Dava konusu uyuşmazlık, hukuki nitelik itibariyle; 6098 sayılı Türk Borçlar Kanunu’nun 128. maddesinde düzenlenmiş bulunan “üçüncü kişinin fiilini üstlenme” den kaynaklanmaktadır. Üçüncü kişinin fiilini taaahhüt, garanti sözleşmesinin bir türü olarak; üstlenenin, üstlenilene (sözleşmenin diğer tarafına) üçüncü bir kişinin bir edimde bulunacağını, üçüncü kişi böyle bir edimi yerine getirmediği takdirde, bundan doğan zararı kendisinin tazmin edeceğini borçlanmaktadır. Bu maddeye göre üçüncü kişinin edimini diğer tarafa karşı üstlenen kimse, bu edim yerine getirilmediği takdirde, edimi değil, ifa etmemeden doğan zararı tazmin borcu altına girmektedir.

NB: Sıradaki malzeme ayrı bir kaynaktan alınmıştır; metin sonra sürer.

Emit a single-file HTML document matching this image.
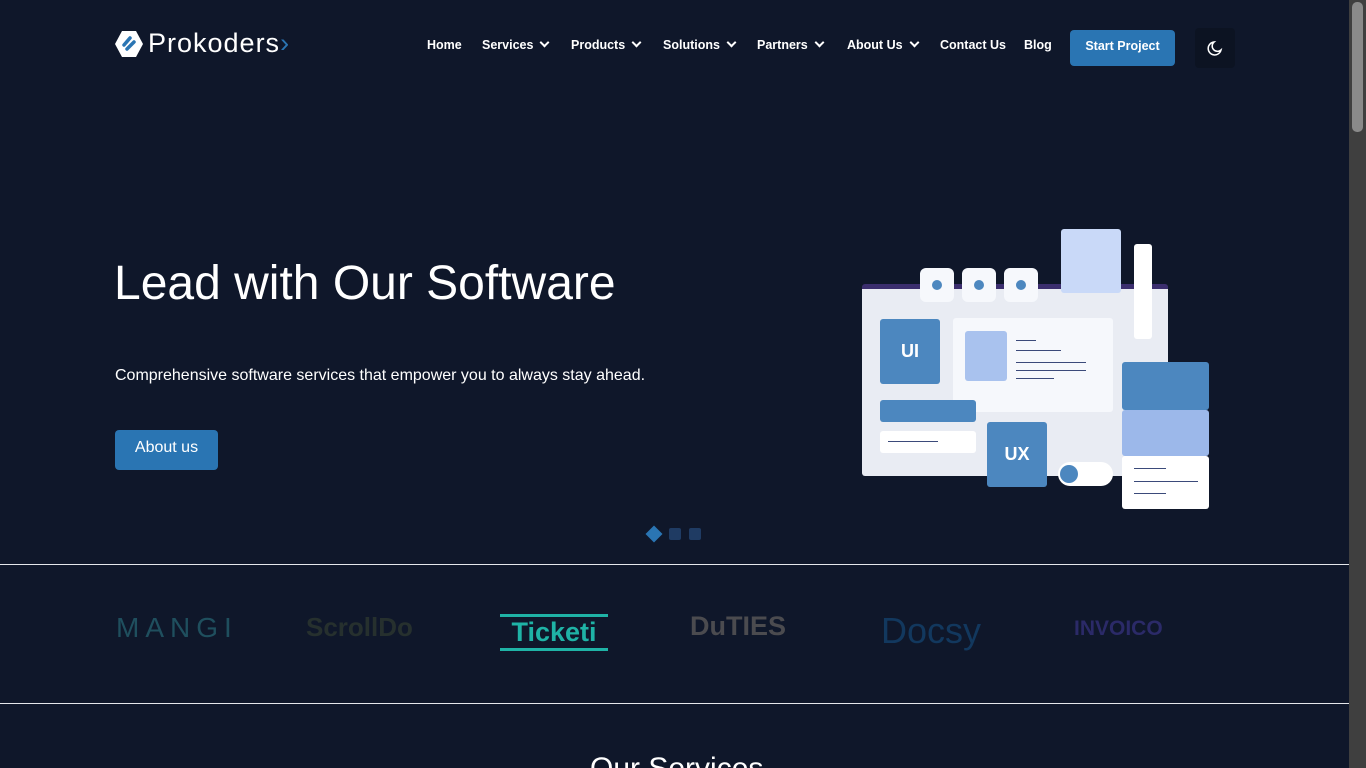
<!DOCTYPE html>
<html><head><meta charset="utf-8"><style>
*{margin:0;padding:0;box-sizing:border-box}
html,body{width:1366px;height:768px;overflow:hidden}
body{background:#0f172a;font-family:"Liberation Sans",sans-serif;color:#fff;position:relative}
.sb{position:absolute;right:0;top:0;width:17px;height:768px;background:#3f3f3f}
.sb i{position:absolute;left:3px;top:2px;width:11px;height:130px;background:#8a8a8a;border-radius:5px}
.nav a{position:absolute;top:38px;font-size:12.5px;font-weight:bold;color:#fff}
.ch{display:inline-block;width:7px;height:7px;border-right:2px solid #fff;border-bottom:2px solid #fff;transform:rotate(45deg);margin-left:8px;position:relative;top:-3px}
.abs{position:absolute}
.card{position:absolute;border-radius:3px}
.ln{position:absolute;height:1px;background:#3b4a7a}
</style></head><body>
<div class="sb"><i></i></div>
<div class="abs" style="left:115px;top:30px;width:28px;height:28px">
<svg width="28" height="28" viewBox="0 0 28 28"><polygon points="7,1 21,1 28,14 21,27 7,27 0,14" fill="#fff"/><path d="M9 15 L15 8 M12 19 L19 12" stroke="#2a75b3" stroke-width="3.5" stroke-linecap="round"/></svg></div>
<div class="abs" style="left:148px;top:28px;font-size:27px;letter-spacing:1px">Prokoders<span style="color:#2a75b3">›</span></div>
<div class="nav">
<a style="left:427px">Home</a>
<a style="left:482px">Services<span class="ch"></span></a>
<a style="left:571px">Products<span class="ch"></span></a>
<a style="left:663px">Solutions<span class="ch"></span></a>
<a style="left:757px">Partners<span class="ch"></span></a>
<a style="left:847px">About Us<span class="ch"></span></a>
<a style="left:940px">Contact Us</a>
<a style="left:1024px">Blog</a>
</div>
<div class="abs" style="left:1070px;top:30px;width:105px;height:36px;background:#2a75b3;border-radius:4px;font-size:12.5px;font-weight:bold;text-align:center;line-height:32px">Start Project</div>
<div class="abs" style="left:1195px;top:28px;width:40px;height:40px;background:#0c1322;border-radius:4px">
<svg width="40" height="40" viewBox="0 0 40 40"><path d="M19 14 A6.5 6.5 0 1 0 26 22 A5 5 0 0 1 19 14 Z" fill="none" stroke="#fff" stroke-width="1.5"/></svg></div>
<div class="abs" style="left:114px;top:256px;font-size:48px">Lead with Our Software</div>
<div class="abs" style="left:115px;top:367px;font-size:16px">Comprehensive software services that empower you to always stay ahead.</div>
<div class="abs" style="left:115px;top:430px;width:103px;height:40px;background:#2a75b3;border-radius:4px;font-size:16px;text-align:center;line-height:36px">About us</div>
<!-- illustration -->
<div class="card" style="left:862px;top:284px;width:306px;height:192px;background:#e9ecf3;border-top:5px solid #3b2e6e"></div>
<div class="card" style="left:953px;top:318px;width:160px;height:94px;background:#f6f8fc"></div>
<div class="card" style="left:965px;top:331px;width:42px;height:50px;background:#a9c2ee"></div>
<div class="ln" style="left:1016px;top:340px;width:20px"></div>
<div class="ln" style="left:1016px;top:350px;width:45px"></div>
<div class="ln" style="left:1016px;top:362px;width:70px"></div>
<div class="ln" style="left:1016px;top:370px;width:70px"></div>
<div class="ln" style="left:1016px;top:378px;width:38px"></div>
<div class="card" style="left:880px;top:319px;width:60px;height:65px;background:#4c87bf;font-weight:bold;font-size:18px;text-align:center;line-height:65px">UI</div>
<div class="card" style="left:880px;top:400px;width:96px;height:22px;background:#4c87bf"></div>
<div class="card" style="left:880px;top:431px;width:96px;height:22px;background:#fff"></div>
<div class="ln" style="left:888px;top:441px;width:50px"></div>
<div class="card" style="left:987px;top:422px;width:60px;height:65px;background:#4c87bf;font-weight:bold;font-size:18px;text-align:center;line-height:65px">UX</div>
<div class="card" style="left:1058px;top:462px;width:55px;height:24px;background:#fff;border-radius:12px"></div>
<div class="abs" style="left:1060px;top:465px;width:18px;height:18px;background:#4c87bf;border-radius:50%"></div>
<div class="card" style="left:1061px;top:229px;width:60px;height:64px;background:#c9d9f8"></div>
<div class="card" style="left:1134px;top:244px;width:18px;height:95px;background:#fff"></div>
<div class="card" style="left:920px;top:268px;width:34px;height:34px;background:#f6f8fc;border-radius:6px"></div>
<div class="card" style="left:962px;top:268px;width:34px;height:34px;background:#f6f8fc;border-radius:6px"></div>
<div class="card" style="left:1004px;top:268px;width:34px;height:34px;background:#f6f8fc;border-radius:6px"></div>
<div class="abs" style="left:932px;top:280px;width:10px;height:10px;background:#4c87bf;border-radius:50%"></div>
<div class="abs" style="left:974px;top:280px;width:10px;height:10px;background:#4c87bf;border-radius:50%"></div>
<div class="abs" style="left:1016px;top:280px;width:10px;height:10px;background:#4c87bf;border-radius:50%"></div>
<div class="card" style="left:1122px;top:362px;width:87px;height:48px;background:#4c87bf"></div>
<div class="card" style="left:1122px;top:410px;width:87px;height:46px;background:#9cb8ea"></div>
<div class="card" style="left:1122px;top:456px;width:87px;height:53px;background:#fff"></div>
<div class="ln" style="left:1134px;top:468px;width:32px"></div>
<div class="ln" style="left:1134px;top:481px;width:64px"></div>
<div class="ln" style="left:1134px;top:493px;width:32px"></div>
<div class="abs" style="left:648px;top:528px;width:12px;height:12px;background:#2a75b3;transform:rotate(45deg)"></div>
<div class="abs" style="left:669px;top:528px;width:12px;height:12px;background:#1f3b63;border-radius:2px"></div>
<div class="abs" style="left:689px;top:528px;width:12px;height:12px;background:#1f3b63;border-radius:2px"></div>
<div class="abs" style="left:0;top:564px;width:1349px;height:1px;background:#e5e7eb"></div>
<div class="abs" style="left:116px;top:612px;font-size:28px;letter-spacing:6px;color:#1f4f5e">MANGI</div>
<div class="abs" style="left:306px;top:612px;font-size:26px;font-weight:bold;color:#26302e">ScrollDo</div>
<div class="abs" style="left:500px;top:614px;width:108px;height:37px;border-top:3px solid #1fb3a6;border-bottom:3px solid #1fb3a6;color:#1fb3a6;font-size:27px;font-weight:bold;text-align:center;line-height:31px">Ticketi</div>
<div class="abs" style="left:690px;top:611px;font-size:27px;font-weight:bold;color:#4b4b4f">DuTIES</div>
<div class="abs" style="left:881px;top:610px;font-size:36px;color:#12385e">Docsy</div>
<div class="abs" style="left:1074px;top:617px;font-size:21px;font-weight:bold;color:#2b2a68">INVOICO</div>
<div class="abs" style="left:0;top:703px;width:1349px;height:1px;background:#e5e7eb"></div>
<div class="abs" style="left:590px;top:752px;font-size:30px">Our Services</div>
</body></html>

Somut olayda; tarafların tacir olmadığı, davanın anılan yasa maddesinde sayılan mutlak ticari davalardan da olmadığı anlaşılmaktadır. Dava dilekçesinin talep sonucu nazara alındığında, davanın temelinin teminat senedi veyahut şirketler hukukundan kaynaklanan bir alacak istemi olmadığının kabulü gerekir. 6102 Türk Ticaret Kanunu (TTK)’nın 4. maddesi gereği mahkememizin görevli olmadığı, yargılamaya alacak davasına bakmakla genel görevli Asliye Hukuk Mahkemesi tarafından devam edilmesi gerektiği anlaşıldığından, açıklanan gerekçeler ile aşağıdaki şekilde karar vermek gerekmiştir.

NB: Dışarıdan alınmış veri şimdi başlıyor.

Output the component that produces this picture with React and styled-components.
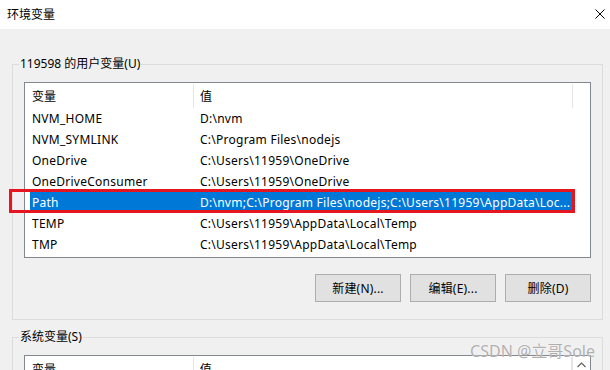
import React from 'react';
import styled, { createGlobalStyle } from 'styled-components';

const GlobalStyle = createGlobalStyle`
  html, body {
    margin: 0;
    width: 610px;
    height: 370px;
    overflow: hidden;
    background: #f0f0f0;
  }
  body {
    font-family: "Noto Sans", "Noto Sans CJK SC", sans-serif;
    font-size: 12px;
    color: #000;
  }
`;

const Window = styled.div`
  position: relative;
  width: 610px;
  height: 370px;
  overflow: hidden;
  background: #f0f0f0;
`;

const TitleBar = styled.div`
  height: 29px;
  background: #fff;
  display: flex;
  align-items: center;
  justify-content: space-between;
  padding: 0 5px 1px 7px;
  box-sizing: border-box;
`;

const Title = styled.span`
  font-family: "Noto Sans CJK SC", sans-serif;
  font-size: 12px;
  line-height: 16px;
`;

const CloseIcon = styled.svg`
  width: 10px;
  height: 10px;
  display: block;
`;

const Group = styled.fieldset`
  margin: ${p => p.$top}px 7px 0 12px;
  padding: 10px 11px 0 11px;
  border: 1px solid #dcdcdc;
  min-width: 0;
  box-sizing: border-box;
  height: ${p => p.$height}px;
`;

const Legend = styled.legend`
  padding: 0 1px;
  margin-left: -5px;
  line-height: 16px;
  font-family: "Noto Sans", "Noto Sans CJK SC", sans-serif;
`;

const ListBox = styled.div`
  border: 1px solid #828790;
  background: #fff;
  height: ${p => p.$height}px;
  box-sizing: border-box;
  display: flex;
`;

const ListInner = styled.div`
  flex: 1;
  min-width: 0;
  padding-left: 5px;
`;

const HeaderRow = styled.div`
  display: flex;
  height: 25px;
`;

const HeaderCell = styled.div`
  width: ${p => p.$width}px;
  box-sizing: border-box;
  margin-top: 1px;
  padding-left: ${p => p.$pad}px;
  padding-top: 4px;
  line-height: 16px;
  border-right: 1px solid #e5e5e5;
  font-family: "Noto Sans CJK SC", sans-serif;
`;

const Row = styled.div`
  position: relative;
  display: flex;
  width: 542px;
  height: 21px;
  line-height: 21px;
  letter-spacing: 0.25px;
  background: ${p => (p.$selected ? '#0078d7' : 'transparent')};
  color: ${p => (p.$selected ? '#fff' : '#000')};
`;

const Cell = styled.div`
  width: ${p => p.$width}px;
  box-sizing: border-box;
  padding-left: ${p => p.$pad}px;
  white-space: nowrap;
  overflow: hidden;
`;

const Highlight = styled.div`
  position: absolute;
  left: -21px;
  top: -3px;
  width: 566px;
  height: 24px;
  border: 3px solid #e5161f;
  box-sizing: border-box;
  pointer-events: none;
`;

const ButtonRow = styled.div`
  display: flex;
  justify-content: flex-end;
  gap: 9px;
  margin-top: 16px;
`;

const Button = styled.button`
  width: 86px;
  height: 28px;
  background: #e1e1e1;
  border: 1px solid #adadad;
  font-family: "Noto Sans", "Noto Sans CJK SC", sans-serif;
  font-size: 12px;
  letter-spacing: 0.2px;
  color: #000;
  padding: 0;
  margin: 0;
`;

const ScrollBar = styled.div`
  width: 17px;
  border-left: 1px solid #e5e5e5;
  display: flex;
  justify-content: center;
  padding-top: 6px;
`;

const Watermark = styled.div`
  position: absolute;
  right: 15px;
  top: 340px;
  font-family: "Noto Sans", "Noto Sans CJK SC", sans-serif;
  font-size: 16px;
  line-height: 22px;
  color: rgba(150, 150, 150, 0.75);
  text-shadow: 0 0 1px #fff;
  white-space: nowrap;
`;

const userVars = [
  ['NVM_HOME', 'D:\\nvm'],
  ['NVM_SYMLINK', 'C:\\Program Files\\nodejs'],
  ['OneDrive', 'C:\\Users\\11959\\OneDrive'],
  ['OneDriveConsumer', 'C:\\Users\\11959\\OneDrive'],
  ['Path', 'D:\\nvm;C:\\Program Files\\nodejs;C:\\Users\\11959\\AppData\\Loc...'],
  ['TEMP', 'C:\\Users\\11959\\AppData\\Local\\Temp'],
  ['TMP', 'C:\\Users\\11959\\AppData\\Local\\Temp']
];

function Header({ valueWidth }) {
  return (
    <HeaderRow>
      <HeaderCell $width={164} $pad={2}>变量</HeaderCell>
      <HeaderCell $width={valueWidth} $pad={6}>值</HeaderCell>
    </HeaderRow>
  );
}

export default function App() {
  return (
    <Window>
      <GlobalStyle />
      <TitleBar>
        <Title>环境变量</Title>
        <CloseIcon viewBox="0 0 10 10">
          <path d="M0.5 0.5 L9.5 9.5 M9.5 0.5 L0.5 9.5" stroke="#000" strokeWidth="1" fill="none" />
        </CloseIcon>
      </TitleBar>

      <Group $top={27} $height={264}>
        <Legend>119598 的用户变量(U)</Legend>
        <ListBox $height={176}>
          <ListInner>
            <Header valueWidth={379} />
            {userVars.map(([name, value]) => {
              const selected = name === 'Path';
              return (
                <Row key={name} $selected={selected}>
                  <Cell $width={164} $pad={2}>{name}</Cell>
                  <Cell $width={378} $pad={6}>{value}</Cell>
                  {selected && <Highlight />}
                </Row>
              );
            })}
          </ListInner>
        </ListBox>
        <ButtonRow>
          <Button>新建(N)...</Button>
          <Button>编辑(E)...</Button>
          <Button>删除(D)</Button>
        </ButtonRow>
      </Group>

      <Group $top={9} $height={120}>
        <Legend>系统变量(S)</Legend>
        <ListBox $height={120}>
          <ListInner>
            <Header valueWidth={379} />
          </ListInner>
          <ScrollBar>
            <svg width="9" height="6" viewBox="0 0 9 6">
              <path d="M0.5 5 L4.5 1 L8.5 5" stroke="#606060" strokeWidth="1.2" fill="none" />
            </svg>
          </ScrollBar>
        </ListBox>
      </Group>

      <Watermark>CSDN @立哥Sole</Watermark>
    </Window>
  );
}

KARAR: Yukarıda açıklanan nedenlerle;
1-Davacı tarafından davalı aleyhine açılan iş bu davanın mahkememizin görevsizliği nedeniyle; HMK 115-2 md uyarınca dava şartı noksanlığından usulden reddine,
2-Karar kesinleştiğinde ve talep halinde dosyanın görevli İstanbul Anadolu Asliye Hukuk Mahkemesine gönderilmek üzere Hukuk Mahkemeleri Tevzi Bürosuna gönderilmesine,
3-Yargılama giderlerinin, HMK’nun 331-(2) md uyarınca yargılamaya görevli mahkemede devam edilmesi halinde bu mahkemece karara bağlanmasına; görevli mahkemede davaya devam edilmez ise talep halinde dosya üzerinden mahkememizce karara bağlanmasına,
Gerekçeli mahkeme kararının taraflara tebliğinden itibaren (2) hafta içerisinde istinaf yolu açık olduğuna dair davacı ve davalı vekilinin yüzüne karşı verilen karar açıkça okunup usulen anlatıldı.